## RECORD EXTRACTS:

— Start —

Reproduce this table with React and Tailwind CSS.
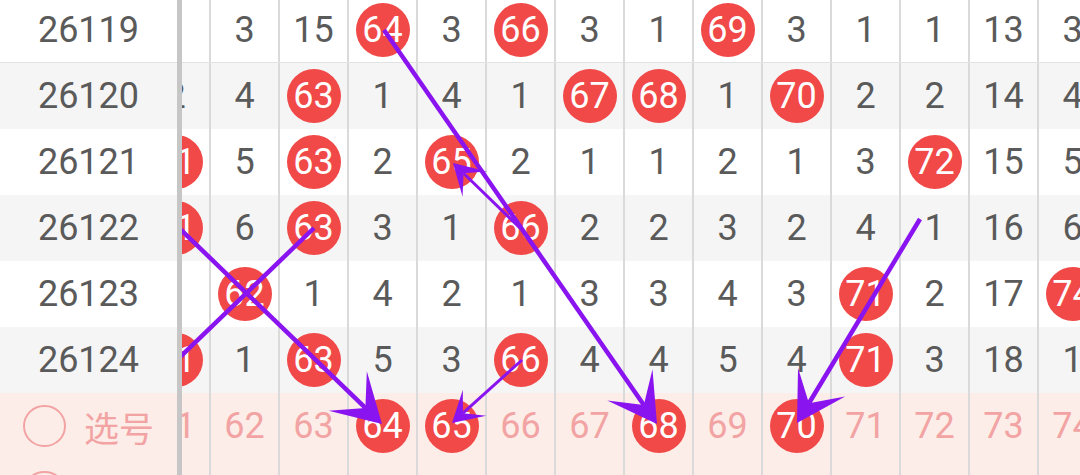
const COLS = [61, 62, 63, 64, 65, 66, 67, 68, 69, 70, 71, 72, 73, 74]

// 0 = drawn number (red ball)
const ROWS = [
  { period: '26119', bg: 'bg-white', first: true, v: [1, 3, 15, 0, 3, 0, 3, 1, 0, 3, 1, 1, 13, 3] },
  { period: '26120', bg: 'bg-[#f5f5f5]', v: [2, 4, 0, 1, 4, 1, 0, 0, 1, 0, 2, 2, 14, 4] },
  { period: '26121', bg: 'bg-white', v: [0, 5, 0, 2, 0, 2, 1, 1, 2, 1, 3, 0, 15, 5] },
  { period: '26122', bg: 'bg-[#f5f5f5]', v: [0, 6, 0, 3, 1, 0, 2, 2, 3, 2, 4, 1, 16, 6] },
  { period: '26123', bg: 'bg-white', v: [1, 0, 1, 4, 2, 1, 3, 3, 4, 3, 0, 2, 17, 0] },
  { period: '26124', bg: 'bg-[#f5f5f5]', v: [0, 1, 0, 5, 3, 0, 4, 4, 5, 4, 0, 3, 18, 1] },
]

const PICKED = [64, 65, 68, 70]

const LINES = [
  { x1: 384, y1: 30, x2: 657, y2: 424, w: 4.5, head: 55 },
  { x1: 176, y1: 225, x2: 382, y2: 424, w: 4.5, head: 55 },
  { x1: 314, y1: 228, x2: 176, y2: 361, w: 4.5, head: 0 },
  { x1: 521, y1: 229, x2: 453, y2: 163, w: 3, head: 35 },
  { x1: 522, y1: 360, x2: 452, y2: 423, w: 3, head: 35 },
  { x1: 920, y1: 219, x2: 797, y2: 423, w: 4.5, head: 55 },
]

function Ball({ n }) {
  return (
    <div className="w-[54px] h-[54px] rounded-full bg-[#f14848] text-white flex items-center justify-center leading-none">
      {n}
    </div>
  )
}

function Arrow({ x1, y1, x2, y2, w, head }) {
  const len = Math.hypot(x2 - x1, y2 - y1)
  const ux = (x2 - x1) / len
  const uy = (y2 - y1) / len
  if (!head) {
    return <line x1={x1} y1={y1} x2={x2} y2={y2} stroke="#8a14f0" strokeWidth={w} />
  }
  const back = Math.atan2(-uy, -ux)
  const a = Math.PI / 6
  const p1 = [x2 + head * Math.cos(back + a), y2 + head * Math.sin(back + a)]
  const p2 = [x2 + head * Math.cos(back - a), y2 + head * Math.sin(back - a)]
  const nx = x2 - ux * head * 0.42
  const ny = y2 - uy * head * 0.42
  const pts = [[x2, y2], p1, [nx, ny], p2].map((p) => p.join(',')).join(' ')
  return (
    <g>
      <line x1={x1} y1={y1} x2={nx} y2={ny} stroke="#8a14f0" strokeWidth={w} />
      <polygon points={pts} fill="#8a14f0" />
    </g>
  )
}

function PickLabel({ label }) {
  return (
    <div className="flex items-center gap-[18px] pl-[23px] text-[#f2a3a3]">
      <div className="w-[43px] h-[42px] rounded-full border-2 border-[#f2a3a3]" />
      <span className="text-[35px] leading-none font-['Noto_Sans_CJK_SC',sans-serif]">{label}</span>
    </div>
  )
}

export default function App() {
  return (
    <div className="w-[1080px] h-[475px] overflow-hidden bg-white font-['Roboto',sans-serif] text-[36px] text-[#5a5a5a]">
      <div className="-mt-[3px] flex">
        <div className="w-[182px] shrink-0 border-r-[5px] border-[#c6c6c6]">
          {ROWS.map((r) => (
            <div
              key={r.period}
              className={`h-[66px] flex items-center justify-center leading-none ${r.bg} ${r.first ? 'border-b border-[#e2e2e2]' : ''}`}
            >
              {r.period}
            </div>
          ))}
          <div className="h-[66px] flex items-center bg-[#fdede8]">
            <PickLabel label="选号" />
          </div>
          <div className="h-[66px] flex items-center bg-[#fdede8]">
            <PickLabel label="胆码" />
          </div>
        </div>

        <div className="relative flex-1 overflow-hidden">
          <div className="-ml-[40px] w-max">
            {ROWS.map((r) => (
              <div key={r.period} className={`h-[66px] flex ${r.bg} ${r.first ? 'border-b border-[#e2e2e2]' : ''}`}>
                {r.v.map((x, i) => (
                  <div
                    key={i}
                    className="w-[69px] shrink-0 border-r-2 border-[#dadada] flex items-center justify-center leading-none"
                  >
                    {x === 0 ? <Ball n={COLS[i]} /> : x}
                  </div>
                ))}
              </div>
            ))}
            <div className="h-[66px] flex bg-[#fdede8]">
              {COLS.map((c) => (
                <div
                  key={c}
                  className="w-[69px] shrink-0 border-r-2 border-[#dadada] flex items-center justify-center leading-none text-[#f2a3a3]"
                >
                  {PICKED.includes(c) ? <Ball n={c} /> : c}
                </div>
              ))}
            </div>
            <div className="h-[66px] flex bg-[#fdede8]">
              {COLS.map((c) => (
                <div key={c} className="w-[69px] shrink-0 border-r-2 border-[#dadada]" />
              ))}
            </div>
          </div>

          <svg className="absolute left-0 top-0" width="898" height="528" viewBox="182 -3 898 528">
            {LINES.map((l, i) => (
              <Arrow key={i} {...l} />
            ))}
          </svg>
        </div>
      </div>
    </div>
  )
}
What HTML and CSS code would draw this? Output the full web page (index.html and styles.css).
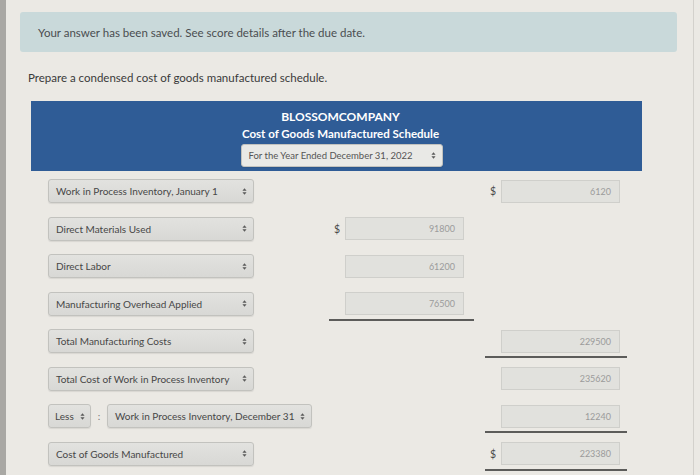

— End —

## SHORT EXERCISE:
Copy down every line of the entries containing the word "full".

## FINISHED EXERCISE:
    <div className="w-[54px] h-[54px] rounded-full bg-[#f14848] text-white flex items-center justify-center leading-none">
      <div className="w-[43px] h-[42px] rounded-full border-2 border-[#f2a3a3]" />
What HTML and CSS code would draw this? Output the full web page (index.html and styles.css).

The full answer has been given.